- Location: Lac-Walker, Côte-Nord, Quebec
- Coordinates: 50°06′27″N 67°08′31″W﻿ / ﻿50.107395°N 67.141997°W
- Surface elevation: 116 metres (381 ft)
- References: EHTVV

= Lake Quatre Lieues =

Lake in the province of Quebec, Canada

Lake Quatre Lieues (Lac Quatre Lieues, /fr/, Four-League Lake) is a lake in the province of Quebec, Canada.
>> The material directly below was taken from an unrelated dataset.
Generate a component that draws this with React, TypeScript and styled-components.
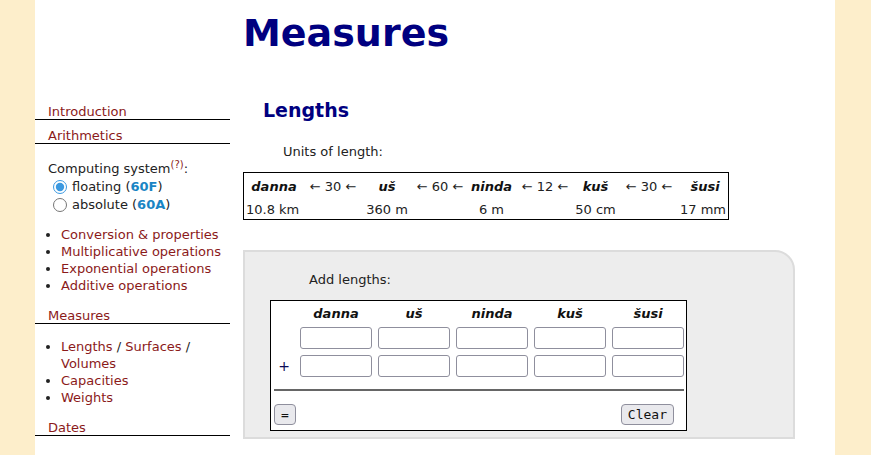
import React, {FC} from "react";
import styled, {createGlobalStyle} from "styled-components";

const GlobalStyle = createGlobalStyle`
    html, body {
        margin: 0;
        padding: 0;
        background: #fdeecb;
    }
    body {
        font-family: "DejaVu Sans", Verdana, sans-serif;
        font-size: 13px;
        color: #222;
    }
`

const Page = styled.div`
    width: 800px;
    min-height: 100vh;
    margin: 0 0 0 35px;
    background: #fff;
    display: flex;
`

const Sidebar = styled.nav`
    width: 195px;
    flex: none;
    padding-top: 96px;
`

const SideHeading = styled.div<{ $top: number }>`
    margin-top: ${p => p.$top}px;
    padding: 2px 0 0 13px;
    line-height: 15px;
    border-bottom: 1px solid #000;
`

const Link = styled.a`
    color: #8b1a1a;
    text-decoration: none;
`

const Computing = styled.div`
    margin-top: 16px;
    padding-left: 13px;
    line-height: 18px;
`

const Help = styled.sup`
    color: #8b1a1a;
    font-size: 10px;
    line-height: 0;
`

const RadioRow = styled.label`
    display: flex;
    align-items: center;
    height: 18px;
    input {
        margin: 0 5px 0 5px;
        width: 14px;
        height: 14px;
        accent-color: #3b99e0;
    }
`

const System = styled.b`
    color: #1a85c4;
`

const SideList = styled.ul<{ $top: number }>`
    margin: ${p => p.$top}px 0 0;
    padding: 0 0 0 26px;
    line-height: 17px;
`

const Main = styled.main`
    flex: 1;
    padding: 0 40px 0 13px;
`

const Title = styled.h1`
    margin: 11px 0 0;
    font-size: 38px;
    line-height: 44px;
    font-weight: bold;
    color: #000080;
`

const Subtitle = styled.h2`
    margin: 44px 0 0 20px;
    font-size: 19px;
    line-height: 22px;
    color: #000080;
`

const Para = styled.p<{ $top: number; $indent: number }>`
    margin: ${p => p.$top}px 0 0;
    padding-left: ${p => p.$indent}px;
    line-height: 17px;
`

const UnitTable = styled.div`
    display: grid;
    width: fit-content;
    grid-template-columns: 56px 62px 46px 60px 43px 64px 37px 70px 42px;
    row-gap: 6px;
    margin-top: 12px;
    padding: 5px 2px 1px;
    border: 1px solid #000;
    line-height: 17px;
`

const Cell = styled.span<{ $align?: string }>`
    justify-self: ${p => p.$align || "center"};
    white-space: nowrap;
`

const Unit = styled(Cell)`
    font-weight: bold;
    font-style: italic;
    color: #111;
`

const Exercise = styled.section`
    margin-top: 30px;
    padding: 0 0 6px 25px;
    background: #ededed;
    border: 2px solid #dcdcdc;
    border-top-right-radius: 20px;
`

const Form = styled.div`
    margin-top: 12px;
    width: fit-content;
    padding: 2px 2px 5px 3px;
    background: #fff;
    border: 1px solid #000;
`

const Row = styled.div<{ $top: number }>`
    display: grid;
    grid-template-columns: 20px repeat(5, 72px);
    column-gap: 6px;
    margin-top: ${p => p.$top}px;
    align-items: center;
    justify-items: center;
`

const ColName = styled.span`
    line-height: 22px;
    font-weight: bold;
    font-style: italic;
    color: #111;
`

const Plus = styled.span`
    color: #0b0b55;
    font-size: 14px;
`

const Field = styled.input`
    box-sizing: border-box;
    width: 72px;
    height: 22px;
    margin: 0;
    padding: 0 3px;
    border: 1px solid #8f8f9d;
    border-radius: 3px;
    background: #fff;
`

const Rule = styled.div`
    height: 2px;
    margin-top: 12px;
    background: #666;
`

const Buttons = styled.div`
    display: flex;
    justify-content: space-between;
    margin-top: 13px;
    padding-right: 10px;
`

const Button = styled.button`
    box-sizing: border-box;
    height: 21px;
    min-width: 20px;
    margin: 0;
    padding: 0 6px;
    font-family: "DejaVu Sans Mono", "Liberation Mono", monospace;
    font-size: 13px;
    color: #111;
    background: #e9e9ed;
    border: 1px solid #8f8f9d;
    border-radius: 4px;
`

const units = ["danna", "uš", "ninda", "kuš", "šusi"];
const ratios = ["30", "60", "12", "30"];
const sizes = ["10.8 km", "360 m", "6 m", "50 cm", "17 mm"];

const App: FC = () => {
    return <>
        <GlobalStyle/>
        <Page>
            <Sidebar>
                <SideHeading $top={6}><Link href="#">Introduction</Link></SideHeading>
                <SideHeading $top={6}><Link href="#">Arithmetics</Link></SideHeading>
                <Computing>
                    Computing system<Help>(?)</Help>:
                    <RadioRow><input type="radio" name="sys" defaultChecked/>floating (<System>60F</System>)</RadioRow>
                    <RadioRow><input type="radio" name="sys"/>absolute (<System>60A</System>)</RadioRow>
                </Computing>
                <SideList $top={12}>
                    <li><Link href="#">Conversion &amp; properties</Link></li>
                    <li><Link href="#">Multiplicative operations</Link></li>
                    <li><Link href="#">Exponential operations</Link></li>
                    <li><Link href="#">Additive operations</Link></li>
                </SideList>
                <SideHeading $top={12}><Link href="#">Measures</Link></SideHeading>
                <SideList $top={14}>
                    <li><Link href="#">Lengths</Link> / <Link href="#">Surfaces</Link> / <Link href="#">Volumes</Link></li>
                    <li><Link href="#">Capacities</Link></li>
                    <li><Link href="#">Weights</Link></li>
                </SideList>
                <SideHeading $top={12}><Link href="#">Dates</Link></SideHeading>
            </Sidebar>
            <Main>
                <Title>Measures</Title>
                <Subtitle>Lengths</Subtitle>
                <Para $top={22} $indent={40}>Units of length:</Para>
                <UnitTable>
                    {units.map((u, i) => <React.Fragment key={u}>
                        <Unit>{u}</Unit>
                        {i < ratios.length && <Cell>← {ratios[i]} ←</Cell>}
                    </React.Fragment>)}
                    {sizes.map((s, i) => <React.Fragment key={s}>
                        <Cell $align={i === 0 ? "start" : i === sizes.length - 1 ? "end" : "center"}>{s}</Cell>
                        {i < ratios.length && <Cell/>}
                    </React.Fragment>)}
                </UnitTable>
                <Exercise>
                    <Para $top={19} $indent={39}>Add lengths:</Para>
                    <Form>
                        <Row $top={0}>
                            <span/>
                            {units.map(u => <ColName key={u}>{u}</ColName>)}
                        </Row>
                        <Row $top={2}>
                            <span/>
                            {units.map(u => <Field key={u} type="text"/>)}
                        </Row>
                        <Row $top={6}>
                            <Plus>+</Plus>
                            {units.map(u => <Field key={u} type="text"/>)}
                        </Row>
                        <Rule/>
                        <Buttons>
                            <Button>=</Button>
                            <Button>Clear</Button>
                        </Buttons>
                    </Form>
                </Exercise>
            </Main>
        </Page>
    </>
}

export default App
It is set in a wilderness area and may be used for relaxation, fishing or hunting.

==Name==

The name Quatre Lieues refers to the location of the lake, which is four leagues, or 8 km to the west of Shelter Bay, Quebec.

==Location==

Lake Quatre Lieues is in the unorganized territory of Lac-Walker in the Sept-Rivières Regional County Municipality of the Côte-Nord administrative region of Quebec.
It is in the extreme south of the proposed Lake Walker National Park.
The MacDonald River flows through the northern end of Lake Quatre Lieues and continues east to join the Aux Rochers River to the south of Lake Walker.
The lake is about 116 m above sea level.

The northern part of the lake is 4.8 km long and 390 m wide.
It lies in a slender lacustrine basin 5.2 km long by 2 km wide with bays and sandbanks, an extension of the Lake Walker basin.
The surrounding terraces are formed of sandy materials of deltaic origin.
These deposits were laid down during glacial decay in the Holocene.
The southern extension forms a narrow and winding basin 16 km long cut into the plateau.
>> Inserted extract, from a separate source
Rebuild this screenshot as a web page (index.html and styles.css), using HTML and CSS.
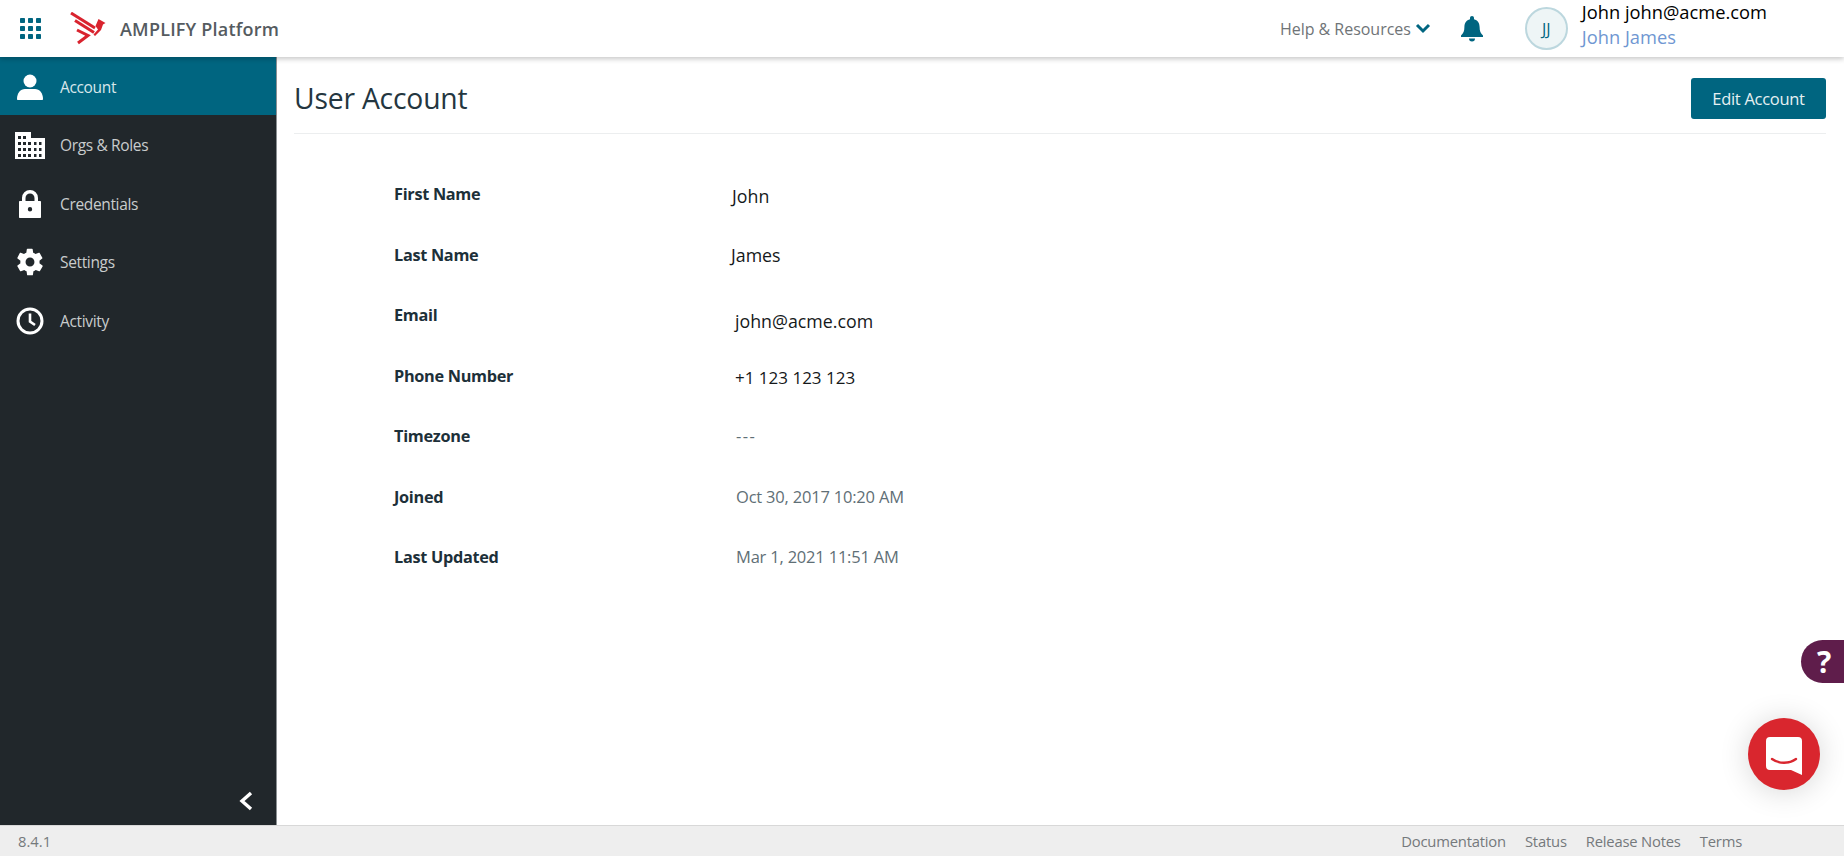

The Cartier Railway owned by ArcelorMittal runs along the northeast shore of the lake before turning west along the MacDonald River valley.
The railway links the Mont Wright iron mine near Fermont to Port-Cartier.

==Environment==

NASA images indicate that the lake is in a region mostly covered in coniferous forests.
The district is in the boreal climate zone under the Köppen climate classification.
A map of the Ecological regions of Quebec places the lake in the 6J-T ecological subregion, part of the eastern spruce/moss domain of the boreal zone.
The average annual temperature in the region is 0 C.
The warmest month is July, when the average temperature is 16 C and the coldest is January with an average of -17 C.
Average annual rainfall is 1,014 mm, of which 361.5 mm falls as snow.

==Visiting==

The lake is a magnificent place for relaxation, fishing, hunting and boating.
The Port-Cartier–Sept-Îles Wildlife Reserve offers chalet rentals for hunting and fishing in the Quatre-lieues area.
The hunting area is about 150 km2 with hardwood forests about 50 years old and mature spruce.
In 2013 fishing for atlantic salmon was prohibited.
Angling or fly fishing for other species was allowed from 11 May 2012 to 3 September 2012.